-- begin --
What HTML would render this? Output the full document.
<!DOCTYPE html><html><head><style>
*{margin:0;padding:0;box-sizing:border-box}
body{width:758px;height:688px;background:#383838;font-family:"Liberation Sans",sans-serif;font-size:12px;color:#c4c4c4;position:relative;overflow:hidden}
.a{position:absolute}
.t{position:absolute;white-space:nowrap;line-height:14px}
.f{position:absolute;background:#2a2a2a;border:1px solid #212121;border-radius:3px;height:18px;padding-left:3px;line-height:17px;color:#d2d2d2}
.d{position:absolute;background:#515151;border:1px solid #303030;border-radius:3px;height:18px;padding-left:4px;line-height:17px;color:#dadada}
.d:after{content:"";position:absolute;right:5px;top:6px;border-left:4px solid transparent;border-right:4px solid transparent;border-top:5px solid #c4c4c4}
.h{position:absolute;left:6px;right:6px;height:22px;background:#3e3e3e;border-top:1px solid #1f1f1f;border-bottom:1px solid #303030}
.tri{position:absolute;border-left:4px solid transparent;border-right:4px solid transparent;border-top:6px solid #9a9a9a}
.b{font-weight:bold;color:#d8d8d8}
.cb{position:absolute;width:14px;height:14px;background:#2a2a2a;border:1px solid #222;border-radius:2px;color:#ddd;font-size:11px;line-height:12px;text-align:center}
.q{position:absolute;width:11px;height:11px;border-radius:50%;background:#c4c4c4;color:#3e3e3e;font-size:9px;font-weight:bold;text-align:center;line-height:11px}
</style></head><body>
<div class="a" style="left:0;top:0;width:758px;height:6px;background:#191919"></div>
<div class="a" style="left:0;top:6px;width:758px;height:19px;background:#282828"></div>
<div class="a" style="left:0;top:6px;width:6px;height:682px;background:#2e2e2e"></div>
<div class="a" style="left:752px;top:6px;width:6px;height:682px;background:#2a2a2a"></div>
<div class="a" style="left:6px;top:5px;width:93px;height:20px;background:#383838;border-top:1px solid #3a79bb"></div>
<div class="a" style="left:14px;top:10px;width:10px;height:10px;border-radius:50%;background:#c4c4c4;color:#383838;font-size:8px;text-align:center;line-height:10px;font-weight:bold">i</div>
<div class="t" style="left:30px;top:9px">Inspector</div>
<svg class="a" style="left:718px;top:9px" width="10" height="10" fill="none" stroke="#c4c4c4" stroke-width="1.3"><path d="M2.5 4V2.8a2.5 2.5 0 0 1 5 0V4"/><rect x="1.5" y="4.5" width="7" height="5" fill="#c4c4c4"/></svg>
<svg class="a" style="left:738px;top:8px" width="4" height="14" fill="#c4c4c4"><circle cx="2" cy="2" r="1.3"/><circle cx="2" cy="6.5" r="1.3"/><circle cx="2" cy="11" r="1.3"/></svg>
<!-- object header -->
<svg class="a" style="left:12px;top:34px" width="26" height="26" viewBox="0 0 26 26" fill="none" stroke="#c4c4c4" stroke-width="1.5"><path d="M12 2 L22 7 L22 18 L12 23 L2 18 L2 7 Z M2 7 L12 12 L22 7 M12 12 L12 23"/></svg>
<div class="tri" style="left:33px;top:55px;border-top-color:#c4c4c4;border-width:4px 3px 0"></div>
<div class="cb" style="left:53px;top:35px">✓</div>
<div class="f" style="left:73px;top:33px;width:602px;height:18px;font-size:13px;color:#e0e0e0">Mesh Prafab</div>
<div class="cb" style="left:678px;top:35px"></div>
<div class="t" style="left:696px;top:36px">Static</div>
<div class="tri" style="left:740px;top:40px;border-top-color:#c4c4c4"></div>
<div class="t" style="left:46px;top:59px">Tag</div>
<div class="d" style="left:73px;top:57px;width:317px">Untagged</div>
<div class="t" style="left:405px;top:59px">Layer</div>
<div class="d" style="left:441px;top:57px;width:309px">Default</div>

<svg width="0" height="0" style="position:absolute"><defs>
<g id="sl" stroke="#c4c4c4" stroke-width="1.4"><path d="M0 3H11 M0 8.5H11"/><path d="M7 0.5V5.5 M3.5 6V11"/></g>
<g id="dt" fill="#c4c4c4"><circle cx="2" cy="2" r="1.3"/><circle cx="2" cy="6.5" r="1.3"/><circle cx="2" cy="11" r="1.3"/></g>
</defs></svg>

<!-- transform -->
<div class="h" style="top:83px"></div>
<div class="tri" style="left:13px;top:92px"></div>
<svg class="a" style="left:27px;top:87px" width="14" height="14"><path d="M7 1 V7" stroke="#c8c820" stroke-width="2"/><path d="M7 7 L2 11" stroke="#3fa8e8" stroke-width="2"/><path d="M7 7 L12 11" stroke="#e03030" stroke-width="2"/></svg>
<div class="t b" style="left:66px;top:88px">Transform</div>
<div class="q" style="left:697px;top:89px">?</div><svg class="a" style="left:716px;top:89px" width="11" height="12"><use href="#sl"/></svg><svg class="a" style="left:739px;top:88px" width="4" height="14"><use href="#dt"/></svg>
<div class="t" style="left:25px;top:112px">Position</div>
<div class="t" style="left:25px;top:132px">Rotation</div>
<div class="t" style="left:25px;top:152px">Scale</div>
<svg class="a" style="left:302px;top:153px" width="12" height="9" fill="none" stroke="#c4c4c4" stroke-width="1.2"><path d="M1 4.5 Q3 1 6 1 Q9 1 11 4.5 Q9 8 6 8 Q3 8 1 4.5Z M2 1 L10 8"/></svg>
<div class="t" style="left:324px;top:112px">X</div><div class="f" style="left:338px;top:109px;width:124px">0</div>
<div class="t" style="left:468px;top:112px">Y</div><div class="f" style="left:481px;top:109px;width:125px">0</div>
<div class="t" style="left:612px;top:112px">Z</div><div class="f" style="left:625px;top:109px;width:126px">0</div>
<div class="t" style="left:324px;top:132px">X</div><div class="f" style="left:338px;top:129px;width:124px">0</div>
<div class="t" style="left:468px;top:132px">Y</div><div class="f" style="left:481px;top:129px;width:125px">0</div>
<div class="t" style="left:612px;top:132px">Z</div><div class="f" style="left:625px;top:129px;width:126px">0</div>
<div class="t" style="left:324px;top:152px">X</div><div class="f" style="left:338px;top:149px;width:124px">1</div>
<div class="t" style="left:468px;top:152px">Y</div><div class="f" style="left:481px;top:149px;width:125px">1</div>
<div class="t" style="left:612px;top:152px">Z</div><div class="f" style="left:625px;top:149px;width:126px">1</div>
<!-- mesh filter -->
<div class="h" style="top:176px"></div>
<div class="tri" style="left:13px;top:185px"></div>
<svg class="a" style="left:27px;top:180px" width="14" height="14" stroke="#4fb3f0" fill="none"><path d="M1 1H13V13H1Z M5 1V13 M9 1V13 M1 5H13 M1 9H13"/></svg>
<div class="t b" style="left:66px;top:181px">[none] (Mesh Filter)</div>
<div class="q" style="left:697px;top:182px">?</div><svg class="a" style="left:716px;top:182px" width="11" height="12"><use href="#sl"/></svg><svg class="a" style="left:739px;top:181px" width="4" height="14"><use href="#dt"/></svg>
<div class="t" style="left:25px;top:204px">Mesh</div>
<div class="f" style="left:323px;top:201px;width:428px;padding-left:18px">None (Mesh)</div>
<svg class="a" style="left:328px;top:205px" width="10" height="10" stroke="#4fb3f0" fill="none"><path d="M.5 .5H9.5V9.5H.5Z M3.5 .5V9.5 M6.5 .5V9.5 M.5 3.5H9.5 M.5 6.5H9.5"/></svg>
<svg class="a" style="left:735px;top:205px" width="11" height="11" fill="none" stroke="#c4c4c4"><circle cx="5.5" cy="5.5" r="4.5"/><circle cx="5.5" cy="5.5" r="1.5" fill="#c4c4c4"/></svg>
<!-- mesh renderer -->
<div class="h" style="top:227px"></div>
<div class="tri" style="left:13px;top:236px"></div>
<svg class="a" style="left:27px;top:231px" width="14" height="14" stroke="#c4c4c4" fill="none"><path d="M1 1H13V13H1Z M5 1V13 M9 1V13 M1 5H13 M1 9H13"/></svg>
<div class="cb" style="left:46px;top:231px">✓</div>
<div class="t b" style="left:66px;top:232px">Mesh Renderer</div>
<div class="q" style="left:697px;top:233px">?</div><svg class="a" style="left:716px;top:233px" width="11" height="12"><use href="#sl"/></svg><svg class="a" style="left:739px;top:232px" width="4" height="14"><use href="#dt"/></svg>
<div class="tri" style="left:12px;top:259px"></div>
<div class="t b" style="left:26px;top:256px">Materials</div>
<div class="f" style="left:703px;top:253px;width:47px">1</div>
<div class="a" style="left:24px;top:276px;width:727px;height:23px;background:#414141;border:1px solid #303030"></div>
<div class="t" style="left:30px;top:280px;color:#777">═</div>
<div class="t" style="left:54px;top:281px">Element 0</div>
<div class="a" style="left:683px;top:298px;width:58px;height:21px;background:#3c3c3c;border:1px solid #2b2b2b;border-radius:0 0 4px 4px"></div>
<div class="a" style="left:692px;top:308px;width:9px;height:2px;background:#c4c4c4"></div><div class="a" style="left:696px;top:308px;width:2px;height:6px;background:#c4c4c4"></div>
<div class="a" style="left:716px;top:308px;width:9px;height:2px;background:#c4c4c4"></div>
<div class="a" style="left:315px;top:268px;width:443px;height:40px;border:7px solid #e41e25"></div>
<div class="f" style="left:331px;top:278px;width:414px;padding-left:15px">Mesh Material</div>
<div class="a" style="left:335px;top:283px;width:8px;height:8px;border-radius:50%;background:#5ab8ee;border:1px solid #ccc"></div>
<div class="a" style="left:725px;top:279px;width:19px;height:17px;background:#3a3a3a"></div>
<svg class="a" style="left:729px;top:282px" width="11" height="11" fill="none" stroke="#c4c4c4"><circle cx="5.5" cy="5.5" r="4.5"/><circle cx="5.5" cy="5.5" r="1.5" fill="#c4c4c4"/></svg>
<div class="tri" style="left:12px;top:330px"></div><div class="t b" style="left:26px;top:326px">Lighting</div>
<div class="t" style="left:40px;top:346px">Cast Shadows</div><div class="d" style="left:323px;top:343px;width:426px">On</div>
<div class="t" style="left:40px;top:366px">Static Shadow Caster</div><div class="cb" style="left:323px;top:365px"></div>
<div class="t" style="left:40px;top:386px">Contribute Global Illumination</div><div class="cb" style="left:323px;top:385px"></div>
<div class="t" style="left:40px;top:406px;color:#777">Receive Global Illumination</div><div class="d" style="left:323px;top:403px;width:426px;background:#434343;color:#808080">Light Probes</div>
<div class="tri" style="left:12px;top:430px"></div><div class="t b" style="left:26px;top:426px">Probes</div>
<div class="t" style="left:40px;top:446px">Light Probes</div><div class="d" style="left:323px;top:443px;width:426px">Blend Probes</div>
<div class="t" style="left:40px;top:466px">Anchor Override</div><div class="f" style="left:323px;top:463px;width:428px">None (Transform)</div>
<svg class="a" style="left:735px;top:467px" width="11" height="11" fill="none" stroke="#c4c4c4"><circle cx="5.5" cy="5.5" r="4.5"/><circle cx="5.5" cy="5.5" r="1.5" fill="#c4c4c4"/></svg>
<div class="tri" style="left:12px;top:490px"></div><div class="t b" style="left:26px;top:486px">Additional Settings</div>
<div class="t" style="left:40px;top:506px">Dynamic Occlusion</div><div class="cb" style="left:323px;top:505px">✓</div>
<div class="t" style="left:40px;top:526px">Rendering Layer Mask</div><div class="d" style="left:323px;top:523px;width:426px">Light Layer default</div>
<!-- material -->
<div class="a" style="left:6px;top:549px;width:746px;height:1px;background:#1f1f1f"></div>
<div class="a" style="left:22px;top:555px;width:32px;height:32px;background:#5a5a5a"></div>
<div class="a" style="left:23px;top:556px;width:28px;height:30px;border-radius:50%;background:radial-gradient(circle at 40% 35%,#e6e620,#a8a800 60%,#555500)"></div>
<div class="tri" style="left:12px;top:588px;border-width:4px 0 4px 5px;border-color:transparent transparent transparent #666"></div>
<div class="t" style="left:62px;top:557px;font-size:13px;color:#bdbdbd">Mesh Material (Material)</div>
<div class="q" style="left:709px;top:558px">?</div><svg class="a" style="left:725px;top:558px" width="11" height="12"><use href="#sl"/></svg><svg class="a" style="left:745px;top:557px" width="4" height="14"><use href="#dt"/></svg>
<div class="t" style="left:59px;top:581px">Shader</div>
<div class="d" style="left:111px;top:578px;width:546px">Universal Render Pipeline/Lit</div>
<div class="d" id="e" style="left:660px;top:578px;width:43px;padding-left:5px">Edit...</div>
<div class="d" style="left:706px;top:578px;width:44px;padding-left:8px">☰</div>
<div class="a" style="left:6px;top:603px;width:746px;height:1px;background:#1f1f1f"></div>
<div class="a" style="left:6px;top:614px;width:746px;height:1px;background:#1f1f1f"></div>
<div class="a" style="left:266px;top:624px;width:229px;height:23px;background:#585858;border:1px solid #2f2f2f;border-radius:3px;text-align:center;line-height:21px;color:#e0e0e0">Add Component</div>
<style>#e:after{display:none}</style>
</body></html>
-- end --
-- begin --
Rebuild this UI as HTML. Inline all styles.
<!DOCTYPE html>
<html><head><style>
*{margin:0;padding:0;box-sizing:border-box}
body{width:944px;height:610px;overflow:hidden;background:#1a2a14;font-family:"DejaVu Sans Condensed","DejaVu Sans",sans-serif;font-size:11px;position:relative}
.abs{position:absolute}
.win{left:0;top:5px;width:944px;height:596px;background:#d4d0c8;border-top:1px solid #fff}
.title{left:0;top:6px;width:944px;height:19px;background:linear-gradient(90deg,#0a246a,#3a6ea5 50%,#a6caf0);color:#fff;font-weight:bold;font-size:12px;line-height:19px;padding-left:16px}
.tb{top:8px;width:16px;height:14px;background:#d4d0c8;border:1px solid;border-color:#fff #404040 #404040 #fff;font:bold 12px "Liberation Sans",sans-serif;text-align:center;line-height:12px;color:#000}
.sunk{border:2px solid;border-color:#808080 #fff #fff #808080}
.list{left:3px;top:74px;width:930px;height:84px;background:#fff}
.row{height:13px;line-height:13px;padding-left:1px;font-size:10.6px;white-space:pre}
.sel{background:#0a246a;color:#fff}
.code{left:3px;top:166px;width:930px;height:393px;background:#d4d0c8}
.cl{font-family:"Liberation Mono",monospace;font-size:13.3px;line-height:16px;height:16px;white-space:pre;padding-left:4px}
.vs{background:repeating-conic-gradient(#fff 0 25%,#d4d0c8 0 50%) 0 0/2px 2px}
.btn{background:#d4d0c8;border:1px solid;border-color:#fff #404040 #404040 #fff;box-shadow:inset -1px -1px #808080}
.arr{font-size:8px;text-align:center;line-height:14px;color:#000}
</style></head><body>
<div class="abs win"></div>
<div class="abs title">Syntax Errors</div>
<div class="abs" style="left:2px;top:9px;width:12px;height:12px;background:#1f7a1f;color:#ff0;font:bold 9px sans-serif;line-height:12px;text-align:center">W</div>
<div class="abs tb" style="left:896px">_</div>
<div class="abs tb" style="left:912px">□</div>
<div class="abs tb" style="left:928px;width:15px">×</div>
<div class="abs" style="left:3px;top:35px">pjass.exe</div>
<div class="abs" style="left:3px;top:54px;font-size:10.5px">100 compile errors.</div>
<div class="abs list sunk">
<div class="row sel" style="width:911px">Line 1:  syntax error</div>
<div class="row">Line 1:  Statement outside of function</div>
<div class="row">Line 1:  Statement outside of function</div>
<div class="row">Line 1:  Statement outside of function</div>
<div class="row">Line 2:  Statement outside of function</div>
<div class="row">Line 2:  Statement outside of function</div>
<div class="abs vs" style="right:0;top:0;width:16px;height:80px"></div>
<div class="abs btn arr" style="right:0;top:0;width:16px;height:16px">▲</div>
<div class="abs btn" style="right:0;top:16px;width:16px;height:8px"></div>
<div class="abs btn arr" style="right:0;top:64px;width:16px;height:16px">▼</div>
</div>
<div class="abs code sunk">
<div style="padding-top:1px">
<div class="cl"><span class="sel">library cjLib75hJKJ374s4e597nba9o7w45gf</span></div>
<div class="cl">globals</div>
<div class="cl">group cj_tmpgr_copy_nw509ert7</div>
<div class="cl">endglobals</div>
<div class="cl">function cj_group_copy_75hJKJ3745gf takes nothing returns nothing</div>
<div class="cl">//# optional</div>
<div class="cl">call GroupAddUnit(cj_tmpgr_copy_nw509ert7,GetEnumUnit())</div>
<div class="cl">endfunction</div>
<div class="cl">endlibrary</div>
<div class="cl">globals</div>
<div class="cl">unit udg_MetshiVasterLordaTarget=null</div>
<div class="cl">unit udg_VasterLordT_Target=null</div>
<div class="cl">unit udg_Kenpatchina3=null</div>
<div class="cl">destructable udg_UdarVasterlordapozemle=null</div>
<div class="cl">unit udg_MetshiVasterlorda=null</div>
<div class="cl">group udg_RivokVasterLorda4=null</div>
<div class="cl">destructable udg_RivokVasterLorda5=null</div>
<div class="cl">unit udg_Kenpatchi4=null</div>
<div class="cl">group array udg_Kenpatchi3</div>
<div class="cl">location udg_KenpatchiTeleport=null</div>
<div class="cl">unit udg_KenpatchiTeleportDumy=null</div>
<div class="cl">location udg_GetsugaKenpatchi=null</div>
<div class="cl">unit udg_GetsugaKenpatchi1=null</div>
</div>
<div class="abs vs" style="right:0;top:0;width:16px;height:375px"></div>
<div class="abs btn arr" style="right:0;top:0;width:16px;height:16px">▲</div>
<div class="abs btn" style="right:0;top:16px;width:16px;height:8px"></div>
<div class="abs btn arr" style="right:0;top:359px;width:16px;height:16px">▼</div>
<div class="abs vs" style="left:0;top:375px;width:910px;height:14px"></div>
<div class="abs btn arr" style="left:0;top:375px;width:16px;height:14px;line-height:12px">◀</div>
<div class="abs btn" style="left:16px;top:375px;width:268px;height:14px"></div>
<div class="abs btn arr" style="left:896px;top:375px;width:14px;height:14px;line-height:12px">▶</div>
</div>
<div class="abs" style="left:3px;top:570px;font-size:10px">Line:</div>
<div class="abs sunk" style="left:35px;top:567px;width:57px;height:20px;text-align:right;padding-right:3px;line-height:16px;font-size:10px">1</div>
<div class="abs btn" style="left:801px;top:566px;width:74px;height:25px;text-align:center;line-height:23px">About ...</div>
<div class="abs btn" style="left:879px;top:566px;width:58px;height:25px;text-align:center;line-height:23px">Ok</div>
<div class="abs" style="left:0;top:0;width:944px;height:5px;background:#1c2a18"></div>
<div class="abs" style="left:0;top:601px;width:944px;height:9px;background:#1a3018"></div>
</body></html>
-- end --
The problem: Only a number is wanted: how many lines of the material above hold "this"?

Reply: 2